With that, the doctor announced, “Bleeding’s stopped. But before I stitch you up, I want to give you some stronger Zed Med. Lips have lots of nerve endings … pleasure and pain ones.”
The doctor’s tickly mop-hair strands entered Tookie’s nose again, a bit deeper this time, and she could feel them reaching her throat and numbing her skin. “I’ll tend to some others while this sets in,” she said. “Oh, and I know you heard me talking about how children grow up a certain way depending on what their parents name them. Dig deep to see if your name is something to follow or fight against. Tookie. The last syllable sounds like key. Maybe you’re searching for something, and you have the power to unlock it or set it free. I tell Camina Marche to think about her name all the time.
“Okay, missy, I’ll be back in a few.”
She whipped back the curtain to reveal a long line of beds.
Tookie woozily turned her head to the left as two roller-skate-footed doctors and four purses flopped four new patients onto a single bed. It was the Likee sisters, and they were bucking and kicking violently. Bizarrely, their teeth were enormous, and their blue, green, pink, and purple hair had grown long and morphed into long, flowing Mohawks.
“The Likees practically live in here,” one of the doctors restraining the girls said to Dr. Erica. “None of them can stop hoarding fashion that’s not theirs.”
Tookie caught a peek at HerLikee’s arm band. Clothes Horse.

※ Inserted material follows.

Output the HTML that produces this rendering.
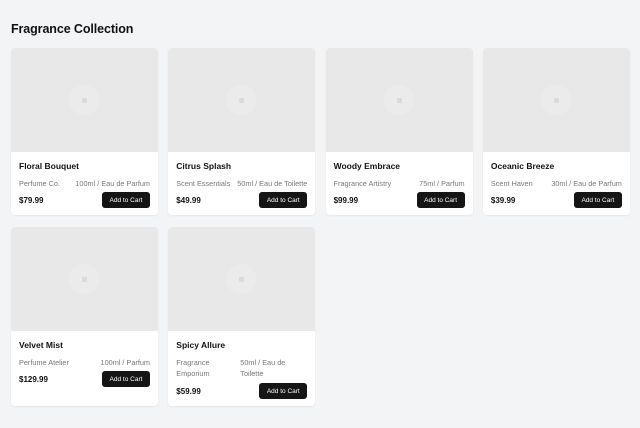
<!DOCTYPE html>
<html><head><style>
*{box-sizing:border-box;margin:0;padding:0}
body{width:640px;height:428px;background:#f3f4f6;font-family:"Liberation Sans",sans-serif;color:#111;position:relative;overflow:hidden}
h1{position:absolute;left:11px;top:22px;font-size:12.5px;font-weight:bold;letter-spacing:-0.1px}
.grid{position:absolute;left:11px;top:48px;display:grid;grid-template-columns:repeat(4,147px);column-gap:10.3px;row-gap:12px}
.card{background:#fff;border-radius:4px;overflow:hidden;box-shadow:0 1px 2px rgba(0,0,0,.06);display:flex;flex-direction:column}
.img{height:104px;background:#e8e8e8;position:relative}
.img:before{content:"";position:absolute;left:58px;top:37px;width:30px;height:30px;border-radius:50%;background:#ebebeb}
.img:after{content:"";position:absolute;left:71px;top:50px;width:5px;height:5px;border-radius:1px;background:#dadada}
.body{padding:9px 8px 7px;flex:1;display:flex;flex-direction:column}
.name{font-size:8.5px;font-weight:bold;margin-bottom:7px}
.meta{display:flex;justify-content:space-between;font-size:7.3px;color:#777;line-height:11px;margin-bottom:3px;white-space:nowrap}
.meta.w{white-space:normal;justify-content:flex-start;margin-bottom:4px}
.meta.w span:first-child{width:64px}
.meta.w span:last-child{width:64px}
.foot{display:flex;justify-content:space-between;align-items:center;margin-top:auto}
.price{font-size:8px;font-weight:bold}
.btn{background:#151515;color:#fff;font-size:6.5px;border-radius:3px;width:48px;height:16px;display:flex;align-items:center;justify-content:center}
</style></head><body>
<h1>Fragrance Collection</h1>
<div class="grid">
<div class="card"><div class="img"></div><div class="body"><div class="name">Floral Bouquet</div><div class="meta"><span>Perfume Co.</span><span>100ml / Eau de Parfum</span></div><div class="foot"><span class="price">$79.99</span><span class="btn">Add to Cart</span></div></div></div>
<div class="card"><div class="img"></div><div class="body"><div class="name">Citrus Splash</div><div class="meta"><span>Scent Essentials</span><span>50ml / Eau de Toilette</span></div><div class="foot"><span class="price">$49.99</span><span class="btn">Add to Cart</span></div></div></div>
<div class="card"><div class="img"></div><div class="body"><div class="name">Woody Embrace</div><div class="meta"><span>Fragrance Artistry</span><span>75ml / Parfum</span></div><div class="foot"><span class="price">$99.99</span><span class="btn">Add to Cart</span></div></div></div>
<div class="card"><div class="img"></div><div class="body"><div class="name">Oceanic Breeze</div><div class="meta"><span>Scent Haven</span><span>30ml / Eau de Parfum</span></div><div class="foot"><span class="price">$39.99</span><span class="btn">Add to Cart</span></div></div></div>
<div class="card"><div class="img"></div><div class="body"><div class="name">Velvet Mist</div><div class="meta"><span>Perfume Atelier</span><span>100ml / Parfum</span></div><div class="foot" style="margin-top:0"><span class="price">$129.99</span><span class="btn">Add to Cart</span></div></div></div>
<div class="card"><div class="img"></div><div class="body"><div class="name">Spicy Allure</div><div class="meta w"><span>Fragrance Emporium</span><span>50ml / Eau de Toilette</span></div><div class="foot"><span class="price">$59.99</span><span class="btn">Add to Cart</span></div></div></div>
</div>
</body></html>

Dr. Erica sighed. “Take them to the Intensive Couture Unit and let them
hold some hay and straw handbags. That should calm them down.”
The Likees were taken away, making whinnying noises. Just seeing them reminded Tookie of something, and she turned to Dr. Erica. “Do you think you could replace a missing filling while I’m here?” She poked her tongue into the spot in her mouth where her filling used to be. She had a feeling the Likees—the Fraud Quad—had pilfered it after War of Words class.
Dr. Erica nodded, then left. After a few minutes she brought a new patient back from the waiting room. Tookie’s eyes widened. It was Bravo. Her heart started to speed up. It’s just the Zed Meds, she told herself. It’s not because he’s here.
Bravo stopped at the edge of an empty bed. “Doctor, I really don’t need to lie down, I’m just getting my stitches taken out.”
Dr. Erica placed her hands on her hips. “The last Bestostero whose stitches I removed fainted right into my arms. Just lie down and relax. Look at it like a mini vacation from building the stadium.”
Then she disappeared.
Bravo glanced in Tookie’s direction, raising his eyebrows in surprise. He looked like he was going to say something, but then Zarpessa materialized at Bravo’s bedside. “No need to wait alone,” she said in a silky voice. “I’ll keep you company until the doctor removes those manly stitches of yours. You poor, poor baby!” She reached out to touch Bravo’s neck.
More injured girls limped over to Bravo’s bed. “Must take lots of muscles to pose with those big tools,” one uttered in a deep voice.
Ignoring them, Bravo walked over to Tookie and sat down on the edge of her bed. Tookie stared straight ahead, not knowing what to do.
“What’s he doing sitting with her?” a snarky voice hissed.
“Is that her forehead’s normal size or is it swollen?” another voice cackled.
Bravo cleared his throat, and Tookie snuck a woozy peek at him. “Hey,” he said.
She pushed through her numbness and daze and mustered a sloppy smile. “Hey.”